──────── RAW RECORDS ────────

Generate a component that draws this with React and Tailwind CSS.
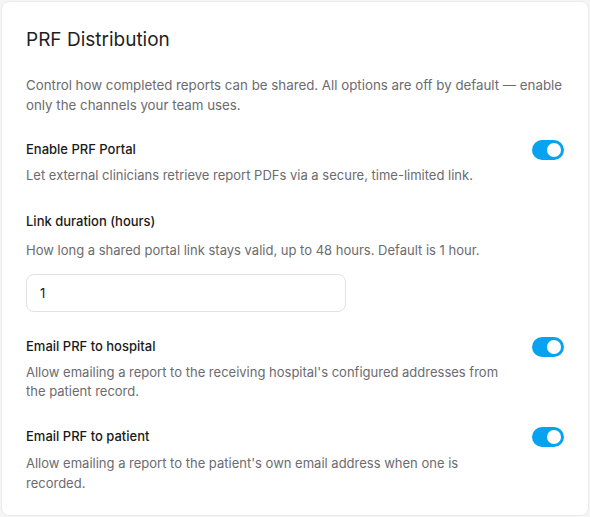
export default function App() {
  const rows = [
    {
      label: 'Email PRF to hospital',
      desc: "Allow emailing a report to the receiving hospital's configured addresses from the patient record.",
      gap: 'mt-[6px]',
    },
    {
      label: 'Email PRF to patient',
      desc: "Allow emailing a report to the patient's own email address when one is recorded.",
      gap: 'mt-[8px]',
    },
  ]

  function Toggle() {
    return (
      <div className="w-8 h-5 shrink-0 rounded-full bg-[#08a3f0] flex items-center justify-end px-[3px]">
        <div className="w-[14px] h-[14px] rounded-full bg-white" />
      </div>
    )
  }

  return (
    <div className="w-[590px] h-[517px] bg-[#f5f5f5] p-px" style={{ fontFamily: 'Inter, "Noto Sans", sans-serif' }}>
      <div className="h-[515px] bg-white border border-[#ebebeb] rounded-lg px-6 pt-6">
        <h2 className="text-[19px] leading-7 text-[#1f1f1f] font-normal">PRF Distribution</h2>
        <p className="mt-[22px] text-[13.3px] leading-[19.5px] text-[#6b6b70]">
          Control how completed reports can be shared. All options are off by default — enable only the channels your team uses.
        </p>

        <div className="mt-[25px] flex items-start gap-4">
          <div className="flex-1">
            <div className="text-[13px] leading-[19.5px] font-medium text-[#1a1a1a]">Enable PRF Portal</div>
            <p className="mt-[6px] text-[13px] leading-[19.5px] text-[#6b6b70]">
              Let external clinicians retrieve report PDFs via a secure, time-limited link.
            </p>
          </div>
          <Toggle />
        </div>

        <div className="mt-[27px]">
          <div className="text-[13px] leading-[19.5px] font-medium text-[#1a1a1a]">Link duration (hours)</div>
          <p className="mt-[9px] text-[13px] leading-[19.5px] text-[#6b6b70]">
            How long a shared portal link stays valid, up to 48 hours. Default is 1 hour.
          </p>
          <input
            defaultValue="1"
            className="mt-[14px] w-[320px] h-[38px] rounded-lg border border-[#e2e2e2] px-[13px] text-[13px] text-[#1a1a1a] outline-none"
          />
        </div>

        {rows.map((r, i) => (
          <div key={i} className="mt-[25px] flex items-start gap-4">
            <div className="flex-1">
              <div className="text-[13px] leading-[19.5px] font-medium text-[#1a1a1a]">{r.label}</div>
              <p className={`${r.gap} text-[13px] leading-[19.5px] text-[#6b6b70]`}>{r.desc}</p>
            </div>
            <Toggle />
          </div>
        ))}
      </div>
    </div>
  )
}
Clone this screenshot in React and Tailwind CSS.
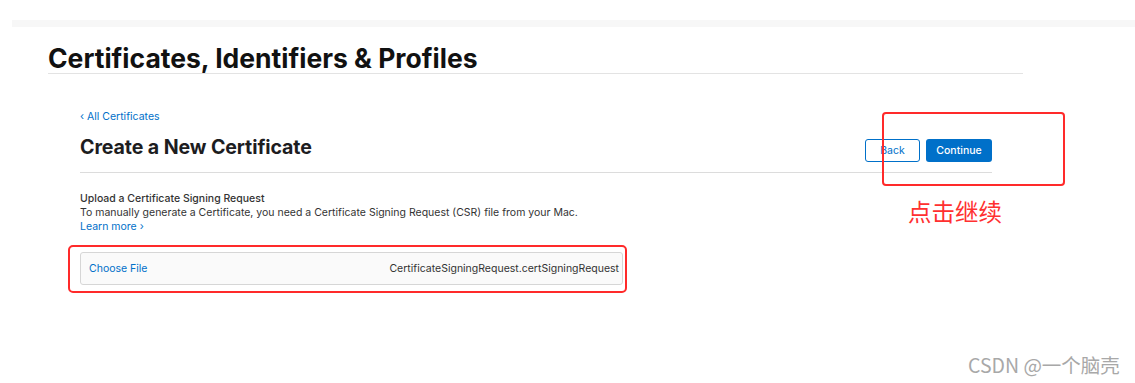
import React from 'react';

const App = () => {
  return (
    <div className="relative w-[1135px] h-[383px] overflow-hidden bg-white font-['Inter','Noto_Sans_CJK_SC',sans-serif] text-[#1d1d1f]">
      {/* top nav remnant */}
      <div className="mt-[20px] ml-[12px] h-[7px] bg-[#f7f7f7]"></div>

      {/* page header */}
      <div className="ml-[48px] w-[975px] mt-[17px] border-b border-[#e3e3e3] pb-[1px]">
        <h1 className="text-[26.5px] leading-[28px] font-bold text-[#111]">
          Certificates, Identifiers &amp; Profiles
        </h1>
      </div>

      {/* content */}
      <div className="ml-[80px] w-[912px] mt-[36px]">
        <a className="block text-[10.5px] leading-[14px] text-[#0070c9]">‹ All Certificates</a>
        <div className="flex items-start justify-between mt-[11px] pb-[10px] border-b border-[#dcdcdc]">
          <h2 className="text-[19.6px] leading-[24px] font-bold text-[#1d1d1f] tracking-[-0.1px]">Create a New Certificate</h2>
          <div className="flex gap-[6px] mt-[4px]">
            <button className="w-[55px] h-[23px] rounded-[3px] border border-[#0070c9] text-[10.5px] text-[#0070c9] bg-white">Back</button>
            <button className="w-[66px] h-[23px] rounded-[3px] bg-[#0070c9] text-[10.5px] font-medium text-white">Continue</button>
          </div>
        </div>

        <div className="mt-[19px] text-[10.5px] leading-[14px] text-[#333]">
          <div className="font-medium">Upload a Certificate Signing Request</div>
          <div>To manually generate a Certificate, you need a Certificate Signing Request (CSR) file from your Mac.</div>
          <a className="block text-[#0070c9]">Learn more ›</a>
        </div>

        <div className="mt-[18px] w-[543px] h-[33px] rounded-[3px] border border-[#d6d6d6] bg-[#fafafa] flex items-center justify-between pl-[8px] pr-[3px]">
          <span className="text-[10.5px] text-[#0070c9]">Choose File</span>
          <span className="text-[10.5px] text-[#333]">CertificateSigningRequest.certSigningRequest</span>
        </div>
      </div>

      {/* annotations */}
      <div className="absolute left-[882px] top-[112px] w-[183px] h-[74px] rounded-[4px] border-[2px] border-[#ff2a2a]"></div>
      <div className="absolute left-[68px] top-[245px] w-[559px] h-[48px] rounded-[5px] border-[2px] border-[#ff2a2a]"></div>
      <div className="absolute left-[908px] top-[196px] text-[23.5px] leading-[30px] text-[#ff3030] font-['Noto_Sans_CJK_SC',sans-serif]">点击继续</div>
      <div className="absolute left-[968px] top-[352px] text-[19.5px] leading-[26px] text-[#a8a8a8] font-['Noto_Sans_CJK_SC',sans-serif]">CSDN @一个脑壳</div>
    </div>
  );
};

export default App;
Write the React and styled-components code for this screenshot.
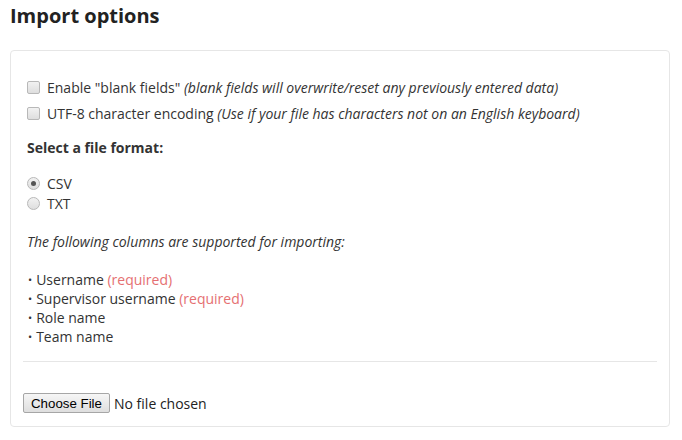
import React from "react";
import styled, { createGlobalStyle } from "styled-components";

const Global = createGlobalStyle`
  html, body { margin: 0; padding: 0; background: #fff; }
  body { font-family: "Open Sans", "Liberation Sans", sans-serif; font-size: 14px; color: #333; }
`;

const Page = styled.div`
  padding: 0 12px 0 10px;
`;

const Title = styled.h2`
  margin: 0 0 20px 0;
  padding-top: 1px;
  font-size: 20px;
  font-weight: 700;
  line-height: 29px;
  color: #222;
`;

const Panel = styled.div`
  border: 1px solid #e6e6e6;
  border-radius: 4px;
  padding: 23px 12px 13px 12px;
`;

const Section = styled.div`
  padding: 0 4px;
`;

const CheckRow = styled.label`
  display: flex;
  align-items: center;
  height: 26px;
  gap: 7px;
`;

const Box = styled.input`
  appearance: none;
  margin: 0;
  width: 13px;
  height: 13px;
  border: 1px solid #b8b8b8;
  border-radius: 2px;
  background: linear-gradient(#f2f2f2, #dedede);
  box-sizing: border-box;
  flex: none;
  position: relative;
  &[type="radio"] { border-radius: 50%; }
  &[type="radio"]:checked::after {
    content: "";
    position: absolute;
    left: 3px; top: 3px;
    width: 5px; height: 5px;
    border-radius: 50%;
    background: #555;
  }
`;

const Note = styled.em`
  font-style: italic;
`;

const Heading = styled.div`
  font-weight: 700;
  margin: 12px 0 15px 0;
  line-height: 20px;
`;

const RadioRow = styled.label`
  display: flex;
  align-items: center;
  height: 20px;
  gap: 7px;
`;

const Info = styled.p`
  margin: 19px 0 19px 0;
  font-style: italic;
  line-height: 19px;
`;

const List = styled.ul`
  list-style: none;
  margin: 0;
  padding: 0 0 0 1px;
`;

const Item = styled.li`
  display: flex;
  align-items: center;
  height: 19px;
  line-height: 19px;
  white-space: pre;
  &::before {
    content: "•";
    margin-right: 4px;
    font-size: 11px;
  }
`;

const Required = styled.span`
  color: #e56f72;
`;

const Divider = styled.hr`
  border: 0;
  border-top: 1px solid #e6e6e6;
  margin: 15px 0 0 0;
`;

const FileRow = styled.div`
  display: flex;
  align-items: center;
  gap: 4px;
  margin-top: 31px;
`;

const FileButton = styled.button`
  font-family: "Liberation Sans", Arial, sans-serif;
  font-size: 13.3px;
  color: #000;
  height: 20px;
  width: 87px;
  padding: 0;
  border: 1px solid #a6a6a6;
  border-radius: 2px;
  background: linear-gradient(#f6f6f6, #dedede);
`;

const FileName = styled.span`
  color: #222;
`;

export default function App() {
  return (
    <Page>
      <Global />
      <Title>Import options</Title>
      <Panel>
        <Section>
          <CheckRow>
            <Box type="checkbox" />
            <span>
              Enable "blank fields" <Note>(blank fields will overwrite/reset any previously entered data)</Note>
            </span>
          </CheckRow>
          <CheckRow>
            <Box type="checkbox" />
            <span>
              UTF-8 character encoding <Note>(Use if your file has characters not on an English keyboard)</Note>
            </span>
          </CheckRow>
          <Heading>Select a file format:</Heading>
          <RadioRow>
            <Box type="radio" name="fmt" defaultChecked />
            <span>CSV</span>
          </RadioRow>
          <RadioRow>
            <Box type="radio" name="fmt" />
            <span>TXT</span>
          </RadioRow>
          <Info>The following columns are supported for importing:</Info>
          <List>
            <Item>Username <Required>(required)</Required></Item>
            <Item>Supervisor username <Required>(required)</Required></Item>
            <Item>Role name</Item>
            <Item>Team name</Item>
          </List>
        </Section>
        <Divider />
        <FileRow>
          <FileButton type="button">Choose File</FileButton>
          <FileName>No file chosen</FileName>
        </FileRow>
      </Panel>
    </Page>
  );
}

────────
──────── RAW RECORDS ────────

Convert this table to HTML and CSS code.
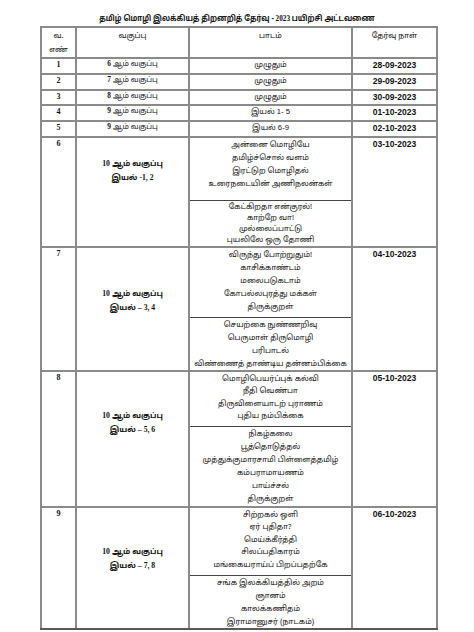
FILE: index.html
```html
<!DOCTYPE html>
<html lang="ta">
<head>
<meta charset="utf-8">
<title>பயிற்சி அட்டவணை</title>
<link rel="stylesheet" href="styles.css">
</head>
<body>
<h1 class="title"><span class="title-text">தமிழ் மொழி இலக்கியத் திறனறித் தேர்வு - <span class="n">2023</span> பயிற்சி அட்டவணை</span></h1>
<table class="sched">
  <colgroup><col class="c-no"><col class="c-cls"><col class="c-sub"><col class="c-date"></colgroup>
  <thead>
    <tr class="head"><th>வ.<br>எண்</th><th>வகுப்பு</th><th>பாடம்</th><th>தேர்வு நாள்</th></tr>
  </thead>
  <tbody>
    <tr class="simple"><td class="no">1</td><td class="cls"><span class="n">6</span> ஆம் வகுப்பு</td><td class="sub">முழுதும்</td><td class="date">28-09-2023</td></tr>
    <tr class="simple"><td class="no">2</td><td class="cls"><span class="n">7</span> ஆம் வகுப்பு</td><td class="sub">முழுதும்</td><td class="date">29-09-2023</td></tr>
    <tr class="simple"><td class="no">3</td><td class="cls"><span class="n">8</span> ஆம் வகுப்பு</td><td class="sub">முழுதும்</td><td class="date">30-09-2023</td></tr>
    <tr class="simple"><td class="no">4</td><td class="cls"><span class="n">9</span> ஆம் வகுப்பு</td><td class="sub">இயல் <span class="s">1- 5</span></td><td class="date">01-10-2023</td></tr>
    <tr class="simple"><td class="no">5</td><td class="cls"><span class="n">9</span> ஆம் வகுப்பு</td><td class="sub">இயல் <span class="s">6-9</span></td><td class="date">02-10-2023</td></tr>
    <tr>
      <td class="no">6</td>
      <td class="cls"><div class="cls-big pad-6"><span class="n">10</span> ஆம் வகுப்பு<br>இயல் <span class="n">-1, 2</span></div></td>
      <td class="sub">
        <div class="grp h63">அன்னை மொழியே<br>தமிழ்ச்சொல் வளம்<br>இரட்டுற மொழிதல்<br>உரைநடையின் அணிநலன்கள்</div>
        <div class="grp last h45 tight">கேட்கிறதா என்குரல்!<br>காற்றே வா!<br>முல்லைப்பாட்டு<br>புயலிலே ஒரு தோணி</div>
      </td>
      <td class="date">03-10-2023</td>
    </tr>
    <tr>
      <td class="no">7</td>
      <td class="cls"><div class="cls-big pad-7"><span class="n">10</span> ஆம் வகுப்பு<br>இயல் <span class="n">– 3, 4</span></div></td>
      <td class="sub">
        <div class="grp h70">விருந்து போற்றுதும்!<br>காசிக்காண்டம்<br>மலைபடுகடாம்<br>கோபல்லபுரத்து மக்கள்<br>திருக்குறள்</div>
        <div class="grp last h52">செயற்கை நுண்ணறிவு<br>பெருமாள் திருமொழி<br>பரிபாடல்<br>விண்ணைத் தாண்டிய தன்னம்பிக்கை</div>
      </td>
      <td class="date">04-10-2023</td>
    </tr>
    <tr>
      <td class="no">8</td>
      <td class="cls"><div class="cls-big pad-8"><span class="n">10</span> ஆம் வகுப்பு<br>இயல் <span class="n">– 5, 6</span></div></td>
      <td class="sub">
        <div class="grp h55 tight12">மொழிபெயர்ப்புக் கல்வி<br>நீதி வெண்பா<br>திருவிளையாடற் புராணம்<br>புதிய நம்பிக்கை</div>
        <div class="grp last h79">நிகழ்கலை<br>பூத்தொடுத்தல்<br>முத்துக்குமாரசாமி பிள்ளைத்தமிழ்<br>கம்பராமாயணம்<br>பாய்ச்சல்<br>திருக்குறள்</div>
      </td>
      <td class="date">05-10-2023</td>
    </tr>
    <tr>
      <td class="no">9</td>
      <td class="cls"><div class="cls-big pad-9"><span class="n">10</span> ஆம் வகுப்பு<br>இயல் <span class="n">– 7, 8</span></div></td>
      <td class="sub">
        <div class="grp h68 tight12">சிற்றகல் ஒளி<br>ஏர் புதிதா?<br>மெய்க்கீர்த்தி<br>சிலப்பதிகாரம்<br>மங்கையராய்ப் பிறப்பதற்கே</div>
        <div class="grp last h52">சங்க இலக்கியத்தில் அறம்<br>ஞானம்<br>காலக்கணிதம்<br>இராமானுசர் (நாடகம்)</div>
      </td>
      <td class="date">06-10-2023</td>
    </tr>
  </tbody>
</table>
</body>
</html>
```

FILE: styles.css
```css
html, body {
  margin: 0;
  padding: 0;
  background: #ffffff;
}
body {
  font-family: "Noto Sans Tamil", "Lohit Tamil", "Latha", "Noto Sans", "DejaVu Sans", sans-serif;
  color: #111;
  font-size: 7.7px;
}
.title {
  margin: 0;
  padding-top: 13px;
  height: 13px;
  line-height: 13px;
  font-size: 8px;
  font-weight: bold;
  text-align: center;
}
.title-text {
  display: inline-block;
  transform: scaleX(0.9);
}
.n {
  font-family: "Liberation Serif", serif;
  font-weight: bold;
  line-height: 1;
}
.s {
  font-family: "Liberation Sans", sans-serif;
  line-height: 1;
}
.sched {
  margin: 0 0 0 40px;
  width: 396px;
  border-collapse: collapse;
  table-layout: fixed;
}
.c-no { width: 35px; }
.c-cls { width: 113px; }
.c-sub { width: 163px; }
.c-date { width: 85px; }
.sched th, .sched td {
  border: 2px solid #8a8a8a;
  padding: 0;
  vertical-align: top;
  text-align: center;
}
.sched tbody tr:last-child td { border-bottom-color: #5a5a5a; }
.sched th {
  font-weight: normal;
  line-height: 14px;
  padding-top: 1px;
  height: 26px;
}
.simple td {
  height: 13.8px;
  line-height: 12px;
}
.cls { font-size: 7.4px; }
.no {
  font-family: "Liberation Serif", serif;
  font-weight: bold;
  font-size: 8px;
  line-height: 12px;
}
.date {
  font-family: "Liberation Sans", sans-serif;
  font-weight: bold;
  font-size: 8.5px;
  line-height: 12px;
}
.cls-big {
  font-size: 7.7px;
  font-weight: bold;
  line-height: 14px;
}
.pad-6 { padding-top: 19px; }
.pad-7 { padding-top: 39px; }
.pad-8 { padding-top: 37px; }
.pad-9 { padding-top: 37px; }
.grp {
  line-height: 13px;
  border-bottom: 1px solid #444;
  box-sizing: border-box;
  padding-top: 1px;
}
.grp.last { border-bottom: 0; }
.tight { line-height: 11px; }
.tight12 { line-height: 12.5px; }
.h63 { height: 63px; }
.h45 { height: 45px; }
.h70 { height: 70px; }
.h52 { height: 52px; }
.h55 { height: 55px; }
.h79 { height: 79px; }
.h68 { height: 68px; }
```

────────

- **REQUIRED WORK**: Show the lines that mention the word "components".

- **FINAL RESULT**:
Write the React and styled-components code for this screenshot.
import styled, { createGlobalStyle } from "styled-components";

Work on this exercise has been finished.